The front door swung open, quite casually, and in walked a man I’d never met before, and never wanted to. There are people in my line of work, people who operate exclusively in the hidden world, that everyone knows about but no one ever wants to meet in person. Hadleigh Oblivion, the Detective Inspectre, was very definitely one of those people. He stopped just inside the reception area, and smiled politely at the Doormouse and Molly and me. As though he’d just dropped in to see how we were. The front door slowly closed itself behind him. I suddenly realised the iron bell had stopped tolling, as though it had realised there just wasn’t any point any more. The enemy was inside the gates, the wolf in the fold. I looked at Molly.

“I know who that is,” I said.

“So do I,” said Molly.

“This is bad, isn’t it?” I said.

“You have no idea,” said the Doormouse.

“He used to be Walker,” said Molly, staring steadily at Hadleigh. “He used to represent the Authorities, here in the Nightside.
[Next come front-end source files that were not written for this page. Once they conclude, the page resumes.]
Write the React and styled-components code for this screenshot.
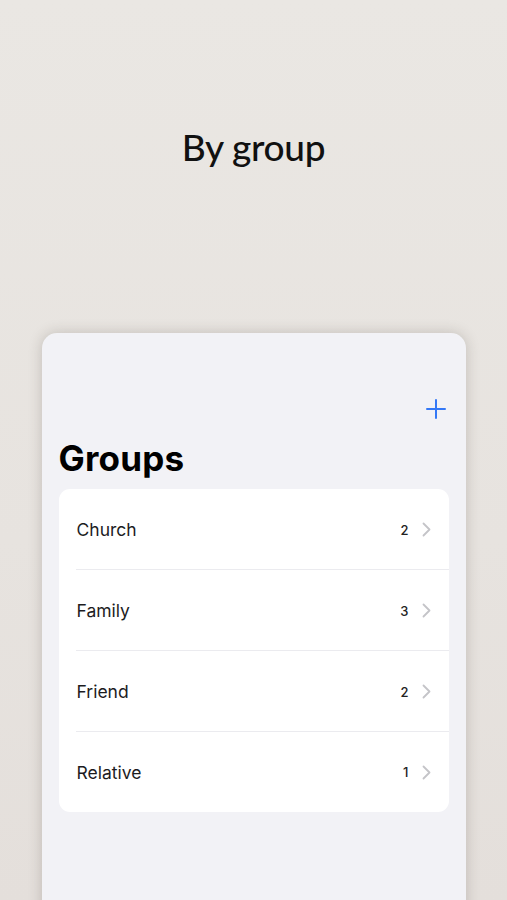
import React from "react";
import styled, { createGlobalStyle } from "styled-components";

const Global = createGlobalStyle`
  html, body { margin: 0; padding: 0; }
  body {
    background: #e8e5e1;
    overflow: hidden;
    -webkit-font-smoothing: antialiased;
  }
`;

const Page = styled.div`
  width: 507px;
  height: 900px;
  overflow: hidden;
  background: linear-gradient(180deg, #eae7e3 0%, #e7e3df 60%, #e4dfdb 100%);
  display: flex;
  flex-direction: column;
  align-items: center;
`;

const Hero = styled.h1`
  margin: 122px 0 0;
  height: 50px;
  line-height: 50px;
  font-family: Lato, "Open Sans", sans-serif;
  font-weight: 500;
  font-size: 37px;
  color: #111;
  letter-spacing: -0.3px;
`;

const Phone = styled.div`
  margin-top: 161px;
  width: 424px;
  height: 620px;
  flex-shrink: 0;
  box-sizing: border-box;
  padding: 0 17px;
  background: #f2f2f6;
  border-radius: 15px 15px 0 0;
  box-shadow: 0 0 14px rgba(60, 50, 40, 0.22);
  display: flex;
  flex-direction: column;
  font-family: Inter, "Noto Sans", sans-serif;
`;

const Toolbar = styled.div`
  margin-top: 58px;
  height: 36px;
  display: flex;
  align-items: center;
  justify-content: flex-end;
  padding-right: 3px;
`;

const AddButton = styled.button`
  border: 0;
  background: none;
  padding: 0;
  width: 20px;
  height: 20px;
  display: flex;
  align-items: center;
  justify-content: center;
  color: #3478f6;
`;

const Title = styled.h2`
  margin: 11px 0 10px;
  line-height: 41px;
  font-size: 35px;
  font-weight: 700;
  color: #000;
  letter-spacing: 0.2px;
`;

const List = styled.div`
  background: #fff;
  border-radius: 11px;
  overflow: hidden;
`;

const Row = styled.div`
  position: relative;
  height: ${(p) => (p.$last ? 80 : 81)}px;
  display: flex;
  align-items: center;
  padding: 0 18px;
  &::after {
    content: "";
    display: ${(p) => (p.$last ? "none" : "block")};
    position: absolute;
    left: 17px;
    right: 0;
    bottom: 0;
    height: 1px;
    background: #ebebef;
  }
`;

const Label = styled.span`
  flex: 1;
  font-size: 17.5px;
  color: #1c1c1e;
`;

const Count = styled.span`
  font-size: 13px;
  font-weight: 500;
  color: #222;
  margin-right: 13px;
`;

const Chevron = () => (
  <svg width="9" height="15" viewBox="0 0 9 15" fill="none">
    <path d="M1.5 1.5 L7.5 7.5 L1.5 13.5" stroke="#c4c4c8" strokeWidth="1.8" strokeLinecap="round" strokeLinejoin="round" />
  </svg>
);

const groups = [
  { name: "Church", count: 2 },
  { name: "Family", count: 3 },
  { name: "Friend", count: 2 },
  { name: "Relative", count: 1 },
];

export default function App() {
  return (
    <>
      <Global />
      <Page>
        <Hero>By group</Hero>
        <Phone>
          <Toolbar>
            <AddButton aria-label="Add">
              <svg width="20" height="20" viewBox="0 0 20 20">
                <path d="M10 1 V19 M1 10 H19" stroke="currentColor" strokeWidth="2" strokeLinecap="round" />
              </svg>
            </AddButton>
          </Toolbar>
          <Title>Groups</Title>
          <List>
            {groups.map((g, i) => (
              <Row key={g.name} $last={i === groups.length - 1}>
                <Label>{g.name}</Label>
                <Count>{g.count}</Count>
                <Chevron />
              </Row>
            ))}
          </List>
        </Phone>
      </Page>
    </>
  );
}
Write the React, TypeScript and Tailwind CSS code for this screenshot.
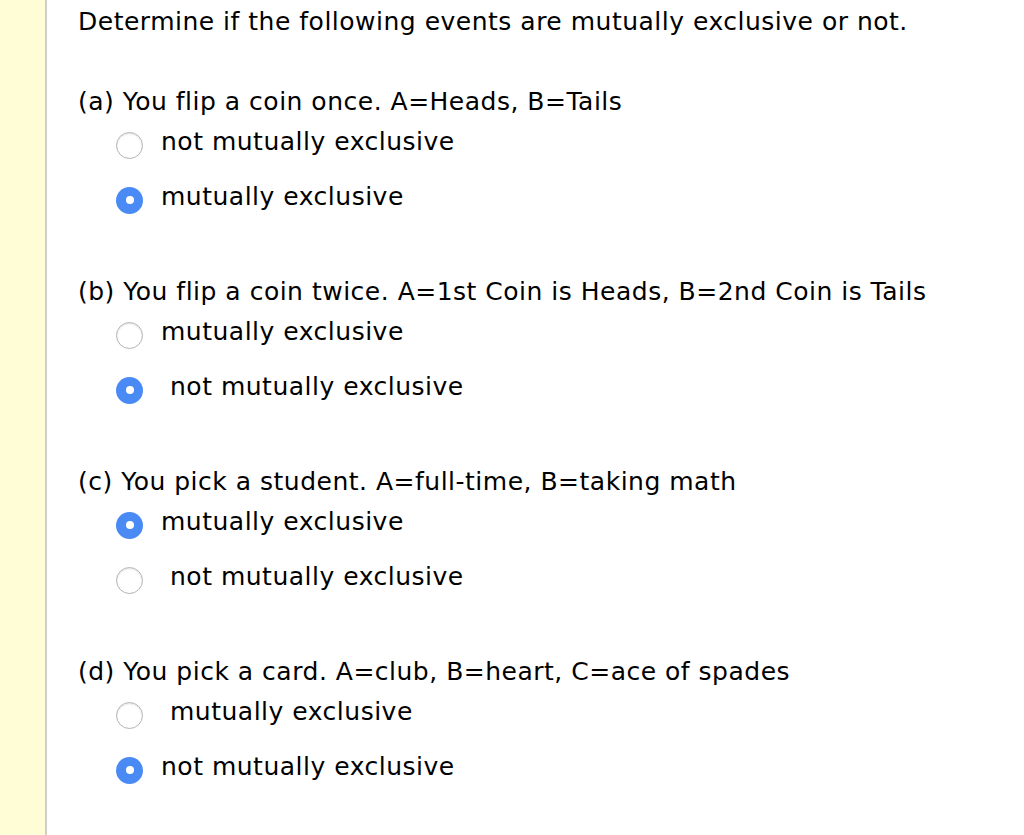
import React from "react"

type Option = { label: string; checked: boolean; indent?: boolean }
type Question = { text: string; options: Option[] }

const questions: Question[] = [
  {
    text: "(a) You flip a coin once. A=Heads, B=Tails",
    options: [
      { label: "not mutually exclusive", checked: false },
      { label: "mutually exclusive", checked: true },
    ],
  },
  {
    text: "(b) You flip a coin twice. A=1st Coin is Heads, B=2nd Coin is Tails",
    options: [
      { label: "mutually exclusive", checked: false },
      { label: "not mutually exclusive", checked: true, indent: true },
    ],
  },
  {
    text: "(c) You pick a student. A=full-time, B=taking math",
    options: [
      { label: "mutually exclusive", checked: true },
      { label: "not mutually exclusive", checked: false, indent: true },
    ],
  },
  {
    text: "(d) You pick a card. A=club, B=heart, C=ace of spades",
    options: [
      { label: "mutually exclusive", checked: false, indent: true },
      { label: "not mutually exclusive", checked: true },
    ],
  },
]

function Radio({ checked }: { checked: boolean }) {
  if (checked) {
    return (
      <span className="mt-[6px] flex h-[27px] w-[27px] shrink-0 items-center justify-center rounded-full bg-[#4a8af4]">
        <span className="block h-[8px] w-[8px] rounded-full bg-white" />
      </span>
    )
  }
  return (
    <span className="mt-[6px] block h-[27px] w-[27px] shrink-0 rounded-full border-[1.5px] border-[#b4b4b4] bg-white shadow-[inset_0_1px_2px_rgba(0,0,0,0.12)]" />
  )
}

function OptionRow({ option, first }: { option: Option; first: boolean }) {
  return (
    <div className={`flex h-[28px] items-center pl-[38px] ${first ? "mt-[12px]" : "mt-[27px]"}`}>
      <Radio checked={option.checked} />
      <span className={`leading-[28px] ${option.indent ? "ml-[27px]" : "ml-[18px]"}`}>{option.label}</span>
    </div>
  )
}

export default function App() {
  return (
    <div className="flex h-[835px] w-[1024px] overflow-hidden bg-white text-[25px] tracking-[0.5px] text-black [font-family:'DejaVu_Sans',Verdana,sans-serif]">
      <div className="w-[47px] shrink-0 border-r-2 border-[#cfcfcf] bg-[#fffdd6]" />
      <div className="flex flex-col pl-[31px] pt-[8px]">
        <p className="whitespace-nowrap leading-[28px]">Determine if the following events are mutually exclusive or not.</p>
        {questions.map((q, i) => (
          <div key={i} className={i === 0 ? "mt-[52px]" : "mt-[67px]"}>
            <p className="whitespace-nowrap leading-[28px]">{q.text}</p>
            {q.options.map((o, j) => (
              <OptionRow key={j} option={o} first={j === 0} />
            ))}
          </div>
        ))}
      </div>
    </div>
  )
}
All through the Sixties and into the Seventies, Hadleigh Oblivion was The Man. And then something happened . . . that he has never been able to talk about. Something too extreme even for the Nightside. He was never the same afterwards. He went a bit strange, they say, and gave up being Walker to walk his own path. Strange and awful paths, forbidden even in the Nightside.

“And then, they say, Hadleigh went underground. All the way underground. He studied at the Deep School, the Dark Acadamie, the one place you can go to study the true nature of reality. He came back disturbingly powerful, and strangely transfigured. He walks in shadows now, between Life and Death, Light and Dark, Law and Chaos. The Detective Inspectre, who only ever investigates the very worst crimes, where reality itself is under threat.”

“You know a lot about him,” I said.

“Know thy enemy,” said Molly.

“But . . . do you really believe all that?”

“No one knows what to believe when it comes to Hadleigh Oblivion,” said Molly. “Except that he is seriously scary. And if I’m saying that . . .”

“We can stop him,” I said. “I mean, come on, you’re Molly Metcalf and I’m Eddie Drood!”

“Eddie, I don’t think you or I could even slow him down, on the best day we ever had.”

“Okay,” I said. “That’s what comes of spending too much time in the Nightside. You start to believe all the weird shit they talk here. Besides, if he only turns up when reality itself is threatened, what the hell is he doing here?”

“I have a horrible suspicion we are about to find out,” said the Doormouse.

“I am still very much in favour of beating a hasty retreat,” said Molly.

“Molly . . .”

“This is Hadleigh Oblivion!” said Molly.

“No point in running,” the Doormouse said glumly. “Wherever we ran to, he’d already be there, waiting for us. No one escapes the Detective Inspectre. I’d wet myself if this wasn’t a new carpet.”

“Why?” I said, honestly baffled by their reaction. “All right, he’s got a bad rep. I’ve heard some of the things he’s supposed to have been involved in. But what’s so special about him? What can he do?”

“Anything he wants,” said the Doormouse.

I glared at the man still standing patiently before us. “Well?” I said loudly. “Is any of that stuff true?”

“Believe it,” said Hadleigh Oblivion. “I am the man who can’t be stopped, or turned aside. The man who will do whatever is necessary, whatever the cost. It says so on my business cards. I am the Detective Inspectre, Eddie Drood, and you should not have come here.”

He smiled calmly at me, not moving at all, wearing a long black leather coat so dark it seemed to have been made from a piece of the night itself. He had a bone white face, a long mane of jet-black hair, deep-set unblinking eyes, and a coldly cheerful, colourless mouth. He looked as though he was contemplating doing awful things in the name of the Good, and enjoying them. He looked starkly black and white, because there was no room left in him for shades of grey. He gave the impression that wherever he was, that was where he was supposed to be. He appeared surprisingly young, barely into his twenties, though if he’d been Walker in the Sixties, he would have to be in his eighties now.